RSPB’s ‘Ark in the Park’ research project found that long grass had a lot more seeds and invertebrates than short grass, benefiting birds and mammals.

An advice note on Managing Amenity Grassland can be found via a link on this RSPB page.

More amenity grassland links

CABE: Making [amenity space] contracts work for wildlife

Floralocale: grassland management and restoration

Management of amenity grassland for wildlife.

There are many opportunities in parks and green spaces to create more varied grassland, for reducing the total area of closely mown grass, and, for areas not required for sports and recreation, making more meadow-like areas with longer grass. Mowing can be done on a rotation, creating areas with different lengths.

Regular mowing to keep the grass short does not necessarily banish wildlife and plants of interest completely. However to keep some biodiversity interest, the use of fertilisers, pesticides and herbicides should be reduced to a minimum or indeed stopped.

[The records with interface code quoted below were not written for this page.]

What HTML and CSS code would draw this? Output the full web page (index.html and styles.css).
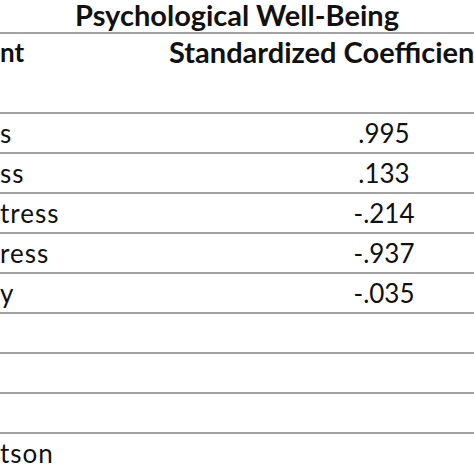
FILE: index.html
```html
<!DOCTYPE html>
<html>
<head>
<meta charset="utf-8">
<link rel="stylesheet" href="styles.css">
</head>
<body>
<div class="table">
  <div class="title">Psychological Well-Being</div>
  <div class="grid">
    <div class="cell head label">nt</div>
    <div class="cell head value">Standardized Coefficients</div>

    <div class="cell label">s</div>
    <div class="cell value">.995</div>

    <div class="cell label">ss</div>
    <div class="cell value">.133</div>

    <div class="cell label">tress</div>
    <div class="cell value">-.214</div>

    <div class="cell label">ress</div>
    <div class="cell value">-.937</div>

    <div class="cell label">y</div>
    <div class="cell value">-.035</div>

    <div class="cell label"></div>
    <div class="cell value"></div>

    <div class="cell label"></div>
    <div class="cell value"></div>

    <div class="cell label"></div>
    <div class="cell value"></div>

    <div class="cell label last">tson</div>
    <div class="cell value last"></div>
  </div>
</div>
</body>
</html>
```
FILE: styles.css
```css
html, body {
  margin: 0;
  padding: 0;
  background: #ffffff;
}
body {
  width: 474px;
  height: 474px;
  overflow: hidden;
  font-family: Lato, "Liberation Sans", sans-serif;
  color: #111111;
}
.table {
  width: 474px;
  overflow: hidden;
}
.title {
  height: 32px;
  line-height: 1;
  font-size: 29px;
  font-weight: 700;
  text-align: center;
  border-bottom: 2px solid #a2a2a2;
  white-space: nowrap;
}
.grid {
  display: grid;
  grid-template-columns: 168px 432px;
  width: 600px;
}
.cell {
  height: 38px;
  line-height: 38px;
  font-size: 26px;
  border-bottom: 2px solid #a2a2a2;
  white-space: nowrap;
}
.cell.head {
  height: 77px;
  padding-top: 1px;
  line-height: 1.2;
  font-size: 29px;
  font-weight: 700;
}
.label {
  text-align: left;
  letter-spacing: 1px;
}
.head.label {
  letter-spacing: 0;
  font-size: 26px;
  padding-top: 3px;
  height: 75px;
}
.value {
  text-align: center;
}
.head.value {
  text-align: left;
  padding-left: 1px;
}
.cell.last {
  border-bottom: none;
}
```
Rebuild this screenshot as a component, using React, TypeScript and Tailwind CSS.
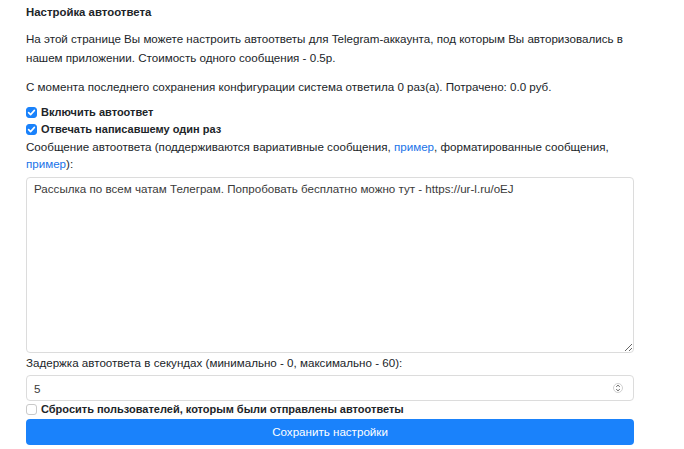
import { useState } from "react";

const FONT = '"Liberation Sans", Arial, sans-serif';

function Check({
  checked,
  onChange,
  label,
}: {
  checked: boolean;
  onChange: (v: boolean) => void;
  label: string;
}) {
  return (
    <label className="flex items-center gap-[4px] font-bold text-[11px] leading-[17px] cursor-pointer">
      <span className="relative w-[11px] h-[11px] shrink-0">
        <input
          type="checkbox"
          checked={checked}
          onChange={(e) => onChange(e.target.checked)}
          className="appearance-none block w-[11px] h-[11px] m-0 rounded-[3px] border border-[#c9c9c9] bg-white checked:bg-[#1a82fb] checked:border-[#1a82fb]"
        />
        {checked && (
          <svg viewBox="0 0 11 11" className="absolute inset-0 w-[11px] h-[11px] pointer-events-none">
            <path d="M2.6 5.6 L4.6 7.6 L8.4 3.4" fill="none" stroke="white" strokeWidth="1.6" strokeLinecap="round" strokeLinejoin="round" />
          </svg>
        )}
      </span>
      {label}
    </label>
  );
}

export default function App() {
  const [enabled, setEnabled] = useState(true);
  const [once, setOnce] = useState(true);
  const [reset, setReset] = useState(false);
  const [delay, setDelay] = useState("5");
  const [text, setText] = useState(
    "Рассылка по всем чатам Телеграм. Попробовать бесплатно можно тут - https://ur-l.ru/oEJ"
  );

  return (
    <div
      className="w-[684px] h-[449px] bg-white text-[#212529] text-[11.6px] leading-[19px] px-[26px] pt-[3px]"
      style={{ fontFamily: FONT }}
    >
      <div className="w-[608px]">
        <h4 className="font-bold text-[11.4px] leading-[18px]">Настройка автоответа</h4>

        <p className="mt-[7.5px]">
          На этой странице Вы можете настроить автоответы для Telegram-аккаунта, под которым Вы авторизовались в
          нашем приложении. Стоимость одного сообщения - 0.5р.
        </p>

        <p className="mt-[10px]">
          С момента последнего сохранения конфигурации система ответила 0 раз(а). Потрачено: 0.0 руб.
        </p>

        {/* Checkboxes */}
        <div className="mt-[8px]">
          <Check checked={enabled} onChange={setEnabled} label="Включить автоответ" />
          <Check checked={once} onChange={setOnce} label="Отвечать написавшему один раз" />
        </div>

        <div className="leading-[17px]">
          Сообщение автоответа (поддерживаются вариативные сообщения,{" "}
          <a href="#" className="text-[#1a73e8]">пример</a>, форматированные сообщения,{" "}
          <a href="#" className="text-[#1a73e8]">пример</a>):
        </div>

        <textarea
          value={text}
          onChange={(e) => setText(e.target.value)}
          className="mt-[5.5px] block w-full h-[176px] border border-[#dcdcdc] rounded-[4px] px-[7px] py-[1px] text-[11.6px] leading-[19px] text-[#3a3a3a] outline-none resize-y"
          style={{ fontFamily: FONT }}
        />

        <div className="leading-[20px]">Задержка автоответа в секундах (минимально - 0, максимально - 60):</div>

        <div className="mt-[2px] flex items-center h-[26px] border border-[#dcdcdc] rounded-[4px] px-[7px]">
          <input
            type="text"
            value={delay}
            onChange={(e) => setDelay(e.target.value)}
            className="flex-1 outline-none text-[11.6px] text-[#3a3a3a]"
            style={{ fontFamily: FONT }}
          />
          <svg width="10" height="14" viewBox="0 0 10 14" className="mr-[3px]">
            <circle cx="5" cy="7" r="4.5" fill="none" stroke="#d0d0d0" />
            <path d="M3.2 5.8 L5 4.2 L6.8 5.8" fill="none" stroke="#555" strokeWidth="0.9" />
            <path d="M3.2 8.2 L5 9.8 L6.8 8.2" fill="none" stroke="#555" strokeWidth="0.9" />
          </svg>
        </div>

        <Check checked={reset} onChange={setReset} label="Сбросить пользователей, которым были отправлены автоответы" />

        <button className="mt-[0.5px] w-full h-[26px] rounded-[4px] bg-[#1a82fb] text-white text-[11.6px]">
          Сохранить настройки
        </button>
      </div>
    </div>
  );
}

Grassland at Inkerman's fields in Darfiled with less frequent cutting regime

Grass cuttings from longer grass should be removed to prevent underlying plants being smothered, with soils becoming too nutrient-rich.

If areas of nutrient rich grass are left unmanaged they will rapidly become overgrown with a few dominant species of tall grasses, docks, brambles, thistles etc which will need to be controlled.

Grass cuttings heaped to allow invertebrates to escape before removal

When cutting, it is important to allow wildlife to escape and to keep some cover nearby to provide protection from predators. Grass cuttings can be heaped to allow invertebrates and other wildlife a refuge.

Good nectar sources can be provided in adjacent flower and shrub beds and wildflowers can be encouraged to grow and seed within the grass by mowing less often.

Areas of undisturbed grassland with long grass maintained over the winter, are really beneficial for wildlife. Some such areas may be mown in rotation only every two to three years. Areas where this can be done are more likely to be on the edges of sites, next to informal shrubberies or hedges, or in places where people do not normally go.

In these wilder areas of long grass it is best to maintain a ‘managed’ look by mowing a 1-2 m strip of short grass between any paths and the longer grass. People can also be kept ‘on-side’ by telling them of the benefits of longer grass for wildlife through informative signs.